Hospitals ‘Transform for Excellence’

Date published: 08 October 2010


The Pennine Acute Hospitals NHS Trust is ‘Transforming for Excellence’ (TfE), changing the way it performs to deal with the economic downturn.

This will involve all departments across the Trust’s five local hospitals (North Manchester General Hospital, Fairfield General Hospital, The Royal Oldham Hospital, Rochdale Infirmary and Birch Hill Hospital).

The Trust is already planning a number of changes as part of TfE:

For outpatients:
- Reducing the number of outpatient clinic cancellations.
- Reducing the number of outpatients who fail to attend appointments.
- Arranging follow-up appointments in line with best national clinical practice.

For inpatients:
- Making better use of theatre lists during the normal working day to make sure that routine patients have their surgery in core hours rather than at evenings and weekends.
- Helping patients return home more quickly by reducing clinically unnecessary lengths of stay
- Avoiding the need for overnight stays by increasing the number of patients treated by day case surgery.

For all patients:
- Eliminating variation in clinical practice unless based on the need of individual patients.

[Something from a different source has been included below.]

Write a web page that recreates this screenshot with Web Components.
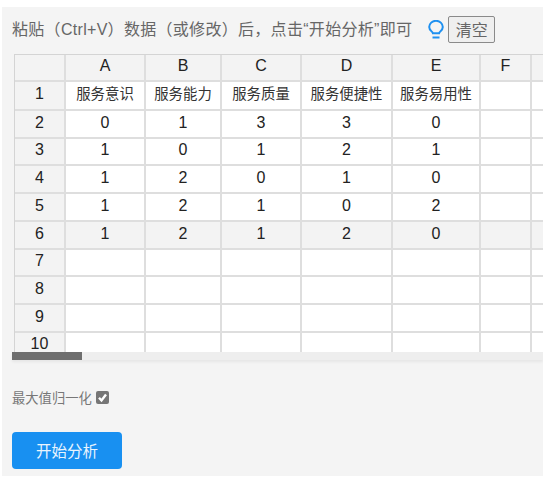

Some immediate measures are to be introduced immediately, including:
- Reviewing payments made to the top 150 earners within the Trust.
- Stopping senior management recruitment
- Stopping the use of expensive agency staff in non-clinical areas.
- Helping staff back to work by reviewing sickness absence.
- Stopping all first class travel.

John Saxby, chief executive, said: “Our overriding aim is to make sure we continue to provide safe, sustainable and excellent services for our local communities. To do that through the economic downturn and beyond we need to look at how we provide services. We need to transform the way services are provided.”

Mr Saxby emphasised the importance of the Trust’s 10,000 staff being involved in the programme. 600 members of staff have already attended meetings with him to hear what Transforming for Excellence will entail.

“This is not a ‘knee jerk’ or ‘slash and burn’ initiative,” he explained. “I am confident that we can improve patient safety, the quality of our services and reduce costs by looking at how we do things, working differently and by improving and changing clinical practice.”

The NHS is facing a shortfall estimated to be between £15bn and £20bn over the next 3-4 years. Estimates put growth in NHS funding between 0 and 2 per cent per year. At a local level, this will require The Trust to find efficiency improvements of between 4 and 5 per cent per year over each of the next four years.

In 2009/10 the Trust spent over half a billion pounds (£544,860,000) on providing hospital services – the equivalent of over £1.4m a day. In 2010/11, the Trust will need to save around £20m (about 3.5% of its current budget) with further cost savings to be made in future years of around 4.5% per year.